Enforce branch protection

Published on August 16th, 2023

Branch protection can bring an extra layer of security to your organization by ensuring that code must be reviewed and tested before being merged. With Tech Insights, you can ensure teams are using branch protection on their software.

In this tutorial, we’re going to:

  1. Automatically scan Components in the Backstage catalog and record whether or not features like branch protection and required reviews are turned on or off for their GitHub repositories.
  2. Visualize the percentage of components with branch protection turned on or off.

As we go through this process, you’ll learn how to create Data Sources that interact with the GitHub APIs.

Prerequisites

  1. You must have a Personal Access Token (PAT) for GitHub set in Administration → Settings → Secrets → GITHUB_TOKEN. This PAT must have the “repo” scope enabled.

    We recommend creating the PAT on an account which has admin permissions in GitHub. Tokens associated with regular user accounts will not be able to see the branch protection settings on all repositories. Learn how to create a PAT in the GitHub docs.

    pat permissions

Create a branch protection Data Source

  1. Visit Tech Insights and click into the Data Sources tab. Click the ADD DATA SOURCE button to create a new data source.

    a button on a web interface

  2. Name the Data Source “GitHub branch protection” and give it the description “Detects if branch protection is turned on for the main branch of a repository.”

    about.png

  3. In the Data Provider section, select the built-in “/github/api” proxy and enter the Path Extension

    repos/{{ metadata.annotations["github.com/project-slug"] }}/branches/main/protection
  4. In the input labelled “Select Entity to test data source against”, choose an Entity in the catalog that has the github.com/project-slug annotation set, and has branch protection turned on for the repository the annotation points at. Click the VIEW button and you should see a response from the GitHub API.

    github-response.png

  5. In the field extraction box, fill out the inputs with the following values.

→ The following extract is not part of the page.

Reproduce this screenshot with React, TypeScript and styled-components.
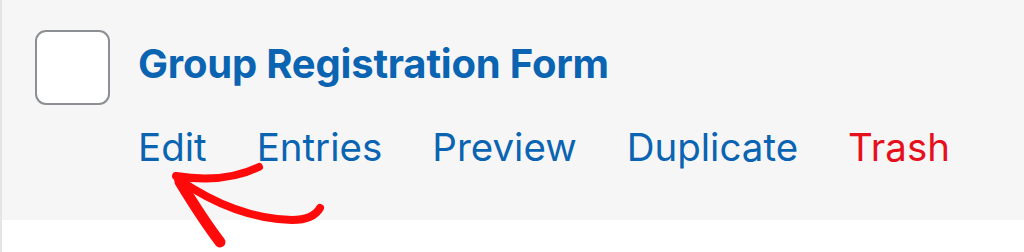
import styled, { createGlobalStyle } from 'styled-components';

const GlobalStyle = createGlobalStyle`
	html, body {
		margin: 0;
		padding: 0;
		background: #ffffff;
	}
	body {
		font-family: Inter, "Noto Sans", "Liberation Sans", sans-serif;
		-webkit-font-smoothing: antialiased;
	}
`;

const Page = styled.div`
	position: relative;
	width: 1024px;
	height: 252px;
	overflow: hidden;
	background: #ffffff;
	border-left: 2px solid #e4e4e6;
	box-sizing: border-box;
`;

const FormRow = styled.div`
	display: flex;
	align-items: flex-start;
	gap: 28px;
	height: 220px;
	box-sizing: border-box;
	padding: 30px 0 0 33px;
	background: #f6f6f6;
`;

const Checkbox = styled.span`
	flex: none;
	width: 75px;
	height: 75px;
	box-sizing: border-box;
	border: 2.5px solid #8c8f94;
	border-radius: 11px;
	background: #ffffff;
`;

const Details = styled.div`
	display: flex;
	flex-direction: column;
	padding-top: 8px;
`;

const Title = styled.a`
	color: #0a64b2;
	font-size: 40px;
	font-weight: 700;
	line-height: 52px;
	letter-spacing: -0.2px;
	text-decoration: none;
`;

const Actions = styled.div`
	display: flex;
	gap: 50px;
	margin-top: 34px;
`;

const Action = styled.a<{ $danger?: boolean }>`
	color: ${({ $danger }) => ($danger ? '#e6101d' : '#0a64b2')};
	font-size: 38.5px;
	font-weight: 400;
	line-height: 46px;
	text-decoration: none;
`;

const Annotation = styled.svg`
	position: absolute;
	left: 0;
	top: 0;
	pointer-events: none;
`;

const actions = ['Edit', 'Entries', 'Preview', 'Duplicate'];

export default function App() {
	return (
		<>
			<GlobalStyle />
			<Page>
				<FormRow>
					<Checkbox />
					<Details>
						<Title href="#">Group Registration Form</Title>
						<Actions>
							{actions.map((label) => (
								<Action key={label} href="#">
									{label}
								</Action>
							))}
							<Action href="#" $danger>
								Trash
							</Action>
						</Actions>
					</Details>
				</FormRow>

				<Annotation width="1024" height="252" viewBox="0 0 1024 252">
					<g fill="none" stroke="#ff0a0a" strokeLinecap="round" strokeLinejoin="round">
						<path d="M257 167 C236 177 210 182 174 176" strokeWidth="8" />
						<path d="M176 179 C205 199 245 219 290 220 C305 220 314 215 318 208" strokeWidth="8" />
						<path d="M178 182 C192 205 205 225 218 242" strokeWidth="11" />
					</g>
				</Annotation>
			</Page>
		</>
	);
}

    Fact name JSONata query Type
    Is branch protected $exists(url) Boolean
    Enforce admins enabled enforce_admins.enabled Boolean
    Linear history required enabled required_linear_history.enabled Boolean
    Allow force pushes enabled allow_force_pushes.enabled Boolean
    Allow deletions enabled allow_deletions.enabled Boolean
    Block creations enabled block_creations.enabled Boolean
    Required signatures enabled required_signatures.enabled Boolean
    Dismiss stale reviews required_pull_request_reviews.dismiss_stale_reviews Boolean
    Require code owner reviews required_pull_request_reviews.require_code_owner_reviews Boolean
    Require last push approval required_pull_request_reviews.require_last_push_approval Boolean
    Required approving review count required_pull_request_reviews.required_approving_review_count Integer
    Strict required status checks required_status_checks.strict Boolean
  6. Click the CHECK FACTS button and you should see that the facts are successfully extracted from the test response.

    extraction.png

  7. In the “Applies to” section, set the following filters:

    Type Component
    Lifecycle Production
    Has Annotation github.com/project-slug
  8. Save the Data Source. After a minute or two, you should see results start to come in.

    ds-results.png

Visualise the percentage of Components with branch protection

Roadie Data Sources comes with a built-in visualisation panel which lets us get an overview of the Dockerfile base image versions being used. When viewing a Data Source, expand the “Facts visualization” section to see it.

viz.png

This chart tells us that 81% of Components have branch protection turned on in their repositories.